◆ Goal of the exercise
Include the line containing "font-semibold text-[7.2px] tracking-[0.06em]" and all lines before it, repeated exactly from the listing below, without pictures.

◆ Data shown
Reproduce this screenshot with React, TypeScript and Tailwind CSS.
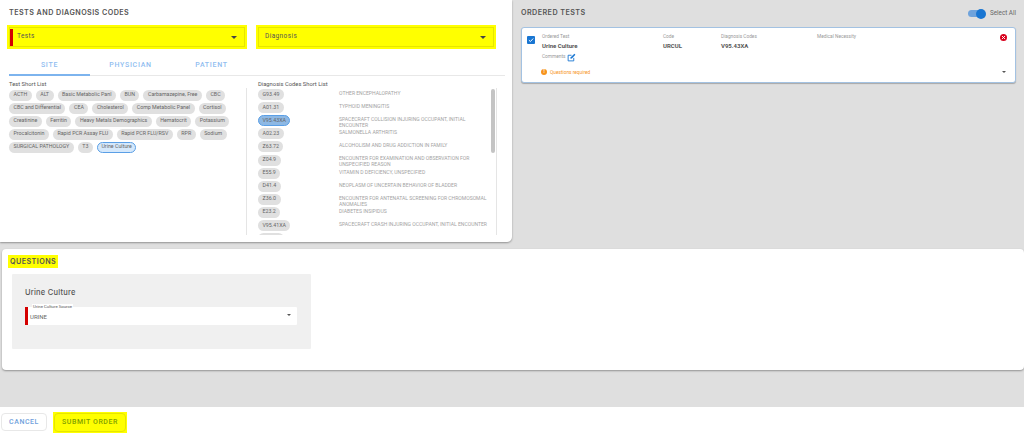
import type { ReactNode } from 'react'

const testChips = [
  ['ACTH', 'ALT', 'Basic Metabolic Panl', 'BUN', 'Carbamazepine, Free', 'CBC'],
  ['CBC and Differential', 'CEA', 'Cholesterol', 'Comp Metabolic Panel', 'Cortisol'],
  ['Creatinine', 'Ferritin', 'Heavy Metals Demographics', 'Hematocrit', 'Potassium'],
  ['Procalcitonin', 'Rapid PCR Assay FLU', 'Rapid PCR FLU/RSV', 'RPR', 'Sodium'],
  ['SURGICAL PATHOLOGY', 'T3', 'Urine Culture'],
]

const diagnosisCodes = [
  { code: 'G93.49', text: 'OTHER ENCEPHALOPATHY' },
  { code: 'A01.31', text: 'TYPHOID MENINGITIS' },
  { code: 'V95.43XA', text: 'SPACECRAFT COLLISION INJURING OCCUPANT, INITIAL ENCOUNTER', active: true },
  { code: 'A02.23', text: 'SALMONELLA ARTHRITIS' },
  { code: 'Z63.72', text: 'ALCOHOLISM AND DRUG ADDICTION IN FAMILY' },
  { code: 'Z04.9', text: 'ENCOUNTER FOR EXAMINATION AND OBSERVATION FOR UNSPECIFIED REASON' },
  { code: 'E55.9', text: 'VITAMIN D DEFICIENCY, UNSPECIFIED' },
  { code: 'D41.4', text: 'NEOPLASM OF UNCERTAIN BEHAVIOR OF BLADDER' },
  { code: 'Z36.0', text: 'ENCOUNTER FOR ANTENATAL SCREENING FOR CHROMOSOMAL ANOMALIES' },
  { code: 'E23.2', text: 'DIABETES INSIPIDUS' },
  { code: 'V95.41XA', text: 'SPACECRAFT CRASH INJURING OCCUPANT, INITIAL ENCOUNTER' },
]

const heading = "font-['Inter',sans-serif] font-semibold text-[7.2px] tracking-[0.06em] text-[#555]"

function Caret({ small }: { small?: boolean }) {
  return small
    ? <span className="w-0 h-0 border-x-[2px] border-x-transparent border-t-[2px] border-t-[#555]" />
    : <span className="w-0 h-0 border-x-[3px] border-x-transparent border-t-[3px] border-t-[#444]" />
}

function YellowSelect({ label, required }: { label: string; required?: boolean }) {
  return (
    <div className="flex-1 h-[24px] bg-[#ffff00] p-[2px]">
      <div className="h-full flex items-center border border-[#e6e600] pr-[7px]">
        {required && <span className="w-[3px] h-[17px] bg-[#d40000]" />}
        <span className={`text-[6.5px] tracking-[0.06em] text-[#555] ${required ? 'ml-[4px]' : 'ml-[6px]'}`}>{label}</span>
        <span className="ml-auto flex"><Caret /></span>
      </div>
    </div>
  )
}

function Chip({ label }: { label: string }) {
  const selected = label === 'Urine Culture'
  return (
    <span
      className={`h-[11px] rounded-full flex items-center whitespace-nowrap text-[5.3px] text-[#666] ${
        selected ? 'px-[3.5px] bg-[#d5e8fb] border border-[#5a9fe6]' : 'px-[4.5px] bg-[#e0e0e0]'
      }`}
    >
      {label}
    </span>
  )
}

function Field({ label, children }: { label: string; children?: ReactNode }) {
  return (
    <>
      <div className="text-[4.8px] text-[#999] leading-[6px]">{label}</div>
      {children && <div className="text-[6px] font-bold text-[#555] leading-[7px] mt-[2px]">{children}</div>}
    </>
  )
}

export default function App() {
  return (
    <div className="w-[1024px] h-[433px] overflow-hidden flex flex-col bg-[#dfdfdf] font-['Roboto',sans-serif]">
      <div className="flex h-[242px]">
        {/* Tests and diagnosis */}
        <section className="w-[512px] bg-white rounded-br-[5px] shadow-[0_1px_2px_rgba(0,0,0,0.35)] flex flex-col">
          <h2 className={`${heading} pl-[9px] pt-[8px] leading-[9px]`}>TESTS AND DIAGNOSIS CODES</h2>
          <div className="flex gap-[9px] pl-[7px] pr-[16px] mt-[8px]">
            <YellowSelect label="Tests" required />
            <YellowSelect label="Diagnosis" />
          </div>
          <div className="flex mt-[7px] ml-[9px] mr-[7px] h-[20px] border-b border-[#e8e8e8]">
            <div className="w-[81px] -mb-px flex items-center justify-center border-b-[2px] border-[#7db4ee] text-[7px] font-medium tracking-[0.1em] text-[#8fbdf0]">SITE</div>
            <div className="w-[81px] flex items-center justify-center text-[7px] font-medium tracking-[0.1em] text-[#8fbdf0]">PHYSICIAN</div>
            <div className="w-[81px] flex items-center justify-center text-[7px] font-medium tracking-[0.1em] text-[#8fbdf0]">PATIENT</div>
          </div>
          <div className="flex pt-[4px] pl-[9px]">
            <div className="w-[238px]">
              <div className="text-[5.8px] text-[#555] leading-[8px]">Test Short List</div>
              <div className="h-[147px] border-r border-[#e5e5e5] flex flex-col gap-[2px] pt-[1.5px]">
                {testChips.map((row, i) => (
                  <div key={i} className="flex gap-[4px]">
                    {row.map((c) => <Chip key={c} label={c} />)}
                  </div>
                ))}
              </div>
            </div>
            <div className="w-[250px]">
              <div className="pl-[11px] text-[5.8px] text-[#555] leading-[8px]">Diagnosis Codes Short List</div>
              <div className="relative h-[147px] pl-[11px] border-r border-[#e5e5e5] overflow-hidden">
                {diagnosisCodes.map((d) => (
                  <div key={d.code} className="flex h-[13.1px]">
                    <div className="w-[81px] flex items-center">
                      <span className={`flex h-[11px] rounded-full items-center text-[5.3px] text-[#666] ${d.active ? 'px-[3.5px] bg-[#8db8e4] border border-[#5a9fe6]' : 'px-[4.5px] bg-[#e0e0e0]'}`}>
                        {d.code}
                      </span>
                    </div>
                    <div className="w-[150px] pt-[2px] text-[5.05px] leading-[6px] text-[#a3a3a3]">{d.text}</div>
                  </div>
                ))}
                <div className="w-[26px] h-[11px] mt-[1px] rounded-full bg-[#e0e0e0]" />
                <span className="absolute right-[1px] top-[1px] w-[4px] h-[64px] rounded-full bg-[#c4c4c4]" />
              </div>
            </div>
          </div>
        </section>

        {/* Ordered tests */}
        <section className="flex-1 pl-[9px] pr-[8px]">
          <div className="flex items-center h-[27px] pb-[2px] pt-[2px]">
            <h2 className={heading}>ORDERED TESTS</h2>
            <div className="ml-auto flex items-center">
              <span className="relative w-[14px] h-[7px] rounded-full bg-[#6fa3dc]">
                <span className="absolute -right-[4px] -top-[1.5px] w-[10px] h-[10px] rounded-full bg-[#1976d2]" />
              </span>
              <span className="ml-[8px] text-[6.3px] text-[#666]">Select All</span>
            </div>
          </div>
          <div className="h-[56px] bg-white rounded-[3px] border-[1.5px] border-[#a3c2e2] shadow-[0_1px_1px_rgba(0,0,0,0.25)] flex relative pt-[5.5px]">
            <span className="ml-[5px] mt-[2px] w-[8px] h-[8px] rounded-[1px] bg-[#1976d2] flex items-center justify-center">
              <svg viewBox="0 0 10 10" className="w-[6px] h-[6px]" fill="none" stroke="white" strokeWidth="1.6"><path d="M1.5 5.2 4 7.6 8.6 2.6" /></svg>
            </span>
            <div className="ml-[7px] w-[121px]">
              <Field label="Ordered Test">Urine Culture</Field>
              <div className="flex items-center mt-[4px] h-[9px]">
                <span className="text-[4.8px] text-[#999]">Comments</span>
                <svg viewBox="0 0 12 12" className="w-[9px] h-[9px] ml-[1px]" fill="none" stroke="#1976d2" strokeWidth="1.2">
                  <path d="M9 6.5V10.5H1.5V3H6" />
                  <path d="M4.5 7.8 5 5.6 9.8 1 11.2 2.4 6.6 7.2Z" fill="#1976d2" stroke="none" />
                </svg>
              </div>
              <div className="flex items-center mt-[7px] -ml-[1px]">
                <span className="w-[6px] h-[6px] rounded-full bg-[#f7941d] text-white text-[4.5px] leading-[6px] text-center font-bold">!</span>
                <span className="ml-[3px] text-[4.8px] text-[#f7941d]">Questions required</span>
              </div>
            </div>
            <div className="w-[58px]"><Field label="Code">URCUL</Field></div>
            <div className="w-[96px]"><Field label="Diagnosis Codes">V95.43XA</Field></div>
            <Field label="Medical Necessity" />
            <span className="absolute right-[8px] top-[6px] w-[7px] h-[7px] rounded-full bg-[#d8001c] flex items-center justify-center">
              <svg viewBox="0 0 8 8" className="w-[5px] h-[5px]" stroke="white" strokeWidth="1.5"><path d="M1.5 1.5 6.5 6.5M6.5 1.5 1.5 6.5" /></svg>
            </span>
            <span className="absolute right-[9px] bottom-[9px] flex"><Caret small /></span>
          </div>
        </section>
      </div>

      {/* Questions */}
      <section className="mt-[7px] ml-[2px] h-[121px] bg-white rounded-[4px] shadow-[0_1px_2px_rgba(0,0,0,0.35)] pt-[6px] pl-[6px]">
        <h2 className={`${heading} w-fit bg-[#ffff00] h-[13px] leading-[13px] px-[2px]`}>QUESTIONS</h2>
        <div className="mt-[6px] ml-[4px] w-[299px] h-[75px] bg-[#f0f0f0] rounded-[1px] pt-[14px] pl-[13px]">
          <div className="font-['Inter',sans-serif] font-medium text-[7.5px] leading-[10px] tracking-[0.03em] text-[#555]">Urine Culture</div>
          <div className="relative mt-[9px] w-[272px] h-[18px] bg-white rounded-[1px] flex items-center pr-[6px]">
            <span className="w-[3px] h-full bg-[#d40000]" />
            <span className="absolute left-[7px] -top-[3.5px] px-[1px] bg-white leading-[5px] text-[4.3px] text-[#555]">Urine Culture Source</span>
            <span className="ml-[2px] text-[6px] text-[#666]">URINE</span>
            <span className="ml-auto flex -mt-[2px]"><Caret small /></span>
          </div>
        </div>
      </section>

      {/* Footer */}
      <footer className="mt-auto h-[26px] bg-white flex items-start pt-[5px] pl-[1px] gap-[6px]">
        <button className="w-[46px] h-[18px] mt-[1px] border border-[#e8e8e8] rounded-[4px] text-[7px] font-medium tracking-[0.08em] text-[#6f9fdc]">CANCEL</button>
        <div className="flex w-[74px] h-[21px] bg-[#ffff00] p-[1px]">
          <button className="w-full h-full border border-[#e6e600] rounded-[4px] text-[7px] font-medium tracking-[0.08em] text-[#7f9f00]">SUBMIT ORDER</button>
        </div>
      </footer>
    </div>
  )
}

◆ The result
Reproduce this screenshot with React, TypeScript and Tailwind CSS.
import type { ReactNode } from 'react'

const testChips = [
  ['ACTH', 'ALT', 'Basic Metabolic Panl', 'BUN', 'Carbamazepine, Free', 'CBC'],
  ['CBC and Differential', 'CEA', 'Cholesterol', 'Comp Metabolic Panel', 'Cortisol'],
  ['Creatinine', 'Ferritin', 'Heavy Metals Demographics', 'Hematocrit', 'Potassium'],
  ['Procalcitonin', 'Rapid PCR Assay FLU', 'Rapid PCR FLU/RSV', 'RPR', 'Sodium'],
  ['SURGICAL PATHOLOGY', 'T3', 'Urine Culture'],
]

const diagnosisCodes = [
  { code: 'G93.49', text: 'OTHER ENCEPHALOPATHY' },
  { code: 'A01.31', text: 'TYPHOID MENINGITIS' },
  { code: 'V95.43XA', text: 'SPACECRAFT COLLISION INJURING OCCUPANT, INITIAL ENCOUNTER', active: true },
  { code: 'A02.23', text: 'SALMONELLA ARTHRITIS' },
  { code: 'Z63.72', text: 'ALCOHOLISM AND DRUG ADDICTION IN FAMILY' },
  { code: 'Z04.9', text: 'ENCOUNTER FOR EXAMINATION AND OBSERVATION FOR UNSPECIFIED REASON' },
  { code: 'E55.9', text: 'VITAMIN D DEFICIENCY, UNSPECIFIED' },
  { code: 'D41.4', text: 'NEOPLASM OF UNCERTAIN BEHAVIOR OF BLADDER' },
  { code: 'Z36.0', text: 'ENCOUNTER FOR ANTENATAL SCREENING FOR CHROMOSOMAL ANOMALIES' },
  { code: 'E23.2', text: 'DIABETES INSIPIDUS' },
  { code: 'V95.41XA', text: 'SPACECRAFT CRASH INJURING OCCUPANT, INITIAL ENCOUNTER' },
]

const heading = "font-['Inter',sans-serif] font-semibold text-[7.2px] tracking-[0.06em] text-[#555]"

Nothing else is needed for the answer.